%%
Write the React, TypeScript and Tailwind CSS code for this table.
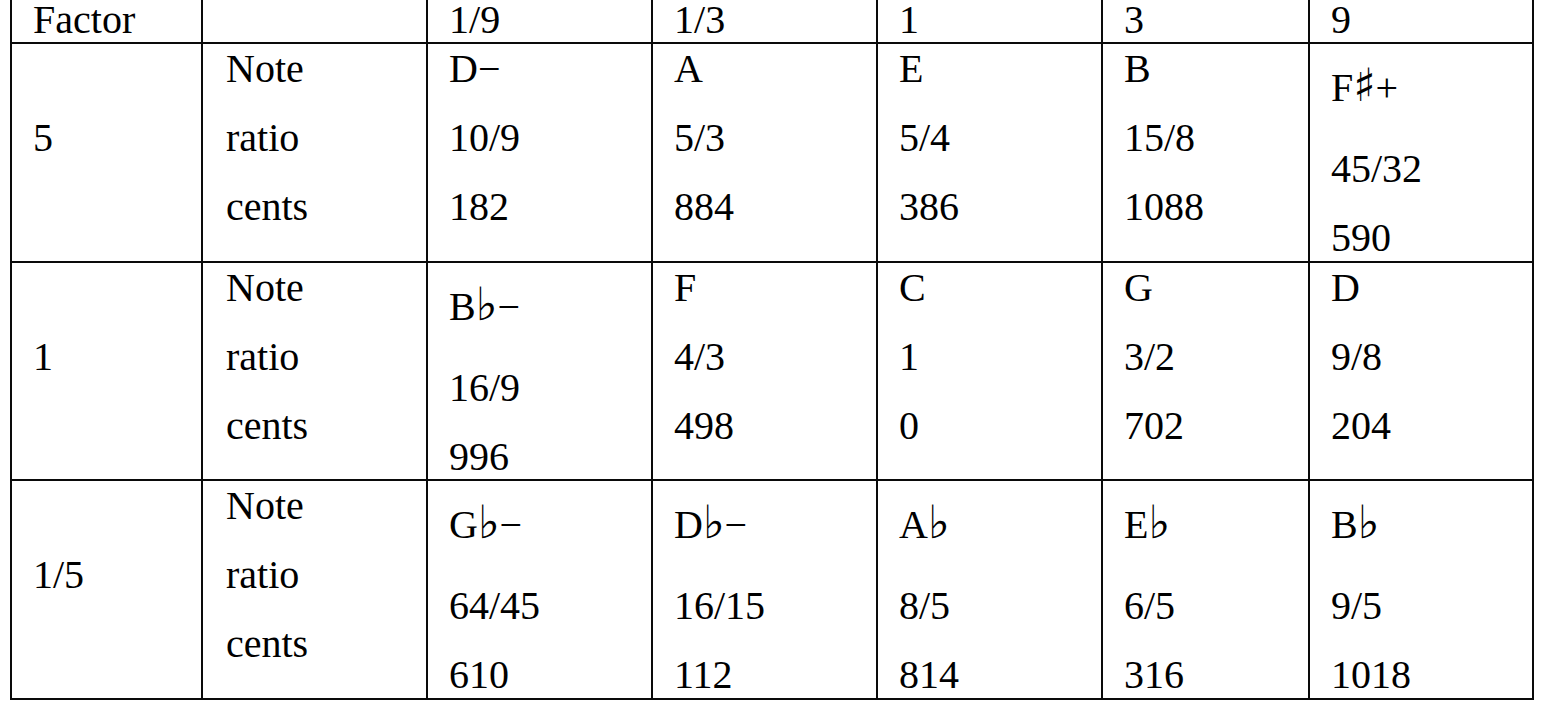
import React from "react";

type Row = { factor: string; cells: string[][] };

const header = ["Factor", "", "1/9", "1/3", "1", "3", "9"];
const labels = ["Note", "ratio", "cents"];

const rows: Row[] = [
  {
    factor: "5",
    cells: [
      ["D−", "10/9", "182"],
      ["A", "5/3", "884"],
      ["E", "5/4", "386"],
      ["B", "15/8", "1088"],
      ["F♯+", "45/32", "590"],
    ],
  },
  {
    factor: "1",
    cells: [
      ["B♭−", "16/9", "996"],
      ["F", "4/3", "498"],
      ["C", "1", "0"],
      ["G", "3/2", "702"],
      ["D", "9/8", "204"],
    ],
  },
  {
    factor: "1/5",
    cells: [
      ["G♭−", "64/45", "610"],
      ["D♭−", "16/15", "112"],
      ["A♭", "8/5", "814"],
      ["E♭", "6/5", "316"],
      ["B♭", "9/5", "1018"],
    ],
  },
];

// accidentals come from a fallback font in the original, draw them the same way
function NoteText({ text }: { text: string }) {
  return (
    <>
      {Array.from(text).map((ch, i) =>
        ch === "♭" || ch === "♯" ? (
          <span key={i} className="[font-family:DejaVu_Sans,sans-serif] text-[46px] leading-[40px]">
            {ch}
          </span>
        ) : (
          <span key={i}>{ch}</span>
        )
      )}
    </>
  );
}

function Cell({ lines, tall, wide }: { lines: string[]; tall?: boolean; wide?: boolean }) {
  return (
    <div className={wide ? "bg-white pl-[23px] pt-[5px] flex flex-col gap-[29px]" : "bg-white pl-[21px] pt-[5px] flex flex-col gap-[29px]"}>
      {lines.map((l, i) => (
        <div key={i} className={i === 0 && tall ? "h-[71px] pt-[16px] whitespace-nowrap" : "h-[40px] whitespace-nowrap"}>
          {i === 0 ? <NoteText text={l} /> : l}
        </div>
      ))}
    </div>
  );
}

export default function App() {
  return (
    <div className="min-h-screen bg-white overflow-hidden [font-family:Liberation_Serif,Times_New_Roman,serif] text-[40px] leading-[40px] text-black">
      <div className="ml-[10px] -mt-[7px] w-fit grid grid-cols-[189px_223px_223px_223px_223px_205px_222px] grid-rows-[47px_217px_216px_217px] gap-[2px] p-[2px] bg-[#0a0a0a]">
        {header.map((h, i) => (
          <Cell key={"h" + i} lines={[h]} wide={i === 1} />
        ))}
        {rows.map((r) => (
          <React.Fragment key={r.factor}>
            <Cell lines={["\u00a0", r.factor, "\u00a0"]} />
            <Cell lines={labels} wide />
            {r.cells.map((c, j) => (
              <Cell key={j} lines={c} tall={/[♭♯]/.test(c[0])} />
            ))}
          </React.Fragment>
        ))}
      </div>
    </div>
  );
}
%%
Directions for this task: Extract every line of the data exactly; pictures stay out.

Solution for this problem:
Write the React, TypeScript and Tailwind CSS code for this table.
import React from "react";

type Row = { factor: string; cells: string[][] };

const header = ["Factor", "", "1/9", "1/3", "1", "3", "9"];
const labels = ["Note", "ratio", "cents"];

const rows: Row[] = [
  {
    factor: "5",
    cells: [
      ["D−", "10/9", "182"],
      ["A", "5/3", "884"],
      ["E", "5/4", "386"],
      ["B", "15/8", "1088"],
      ["F♯+", "45/32", "590"],
    ],
  },
  {
    factor: "1",
    cells: [
      ["B♭−", "16/9", "996"],
      ["F", "4/3", "498"],
      ["C", "1", "0"],
      ["G", "3/2", "702"],
      ["D", "9/8", "204"],
    ],
  },
  {
    factor: "1/5",
    cells: [
      ["G♭−", "64/45", "610"],
      ["D♭−", "16/15", "112"],
      ["A♭", "8/5", "814"],
      ["E♭", "6/5", "316"],
      ["B♭", "9/5", "1018"],
    ],
  },
];

// accidentals come from a fallback font in the original, draw them the same way
function NoteText({ text }: { text: string }) {
  return (
    <>
      {Array.from(text).map((ch, i) =>
        ch === "♭" || ch === "♯" ? (
          <span key={i} className="[font-family:DejaVu_Sans,sans-serif] text-[46px] leading-[40px]">
            {ch}
          </span>
        ) : (
          <span key={i}>{ch}</span>
        )
      )}
    </>
  );
}

function Cell({ lines, tall, wide }: { lines: string[]; tall?: boolean; wide?: boolean }) {
  return (
    <div className={wide ? "bg-white pl-[23px] pt-[5px] flex flex-col gap-[29px]" : "bg-white pl-[21px] pt-[5px] flex flex-col gap-[29px]"}>
      {lines.map((l, i) => (
        <div key={i} className={i === 0 && tall ? "h-[71px] pt-[16px] whitespace-nowrap" : "h-[40px] whitespace-nowrap"}>
          {i === 0 ? <NoteText text={l} /> : l}
        </div>
      ))}
    </div>
  );
}

export default function App() {
  return (
    <div className="min-h-screen bg-white overflow-hidden [font-family:Liberation_Serif,Times_New_Roman,serif] text-[40px] leading-[40px] text-black">
      <div className="ml-[10px] -mt-[7px] w-fit grid grid-cols-[189px_223px_223px_223px_223px_205px_222px] grid-rows-[47px_217px_216px_217px] gap-[2px] p-[2px] bg-[#0a0a0a]">
        {header.map((h, i) => (
          <Cell key={"h" + i} lines={[h]} wide={i === 1} />
        ))}
        {rows.map((r) => (
          <React.Fragment key={r.factor}>
            <Cell lines={["\u00a0", r.factor, "\u00a0"]} />
            <Cell lines={labels} wide />
            {r.cells.map((c, j) => (
              <Cell key={j} lines={c} tall={/[♭♯]/.test(c[0])} />
            ))}
          </React.Fragment>
        ))}
      </div>
    </div>
  );
}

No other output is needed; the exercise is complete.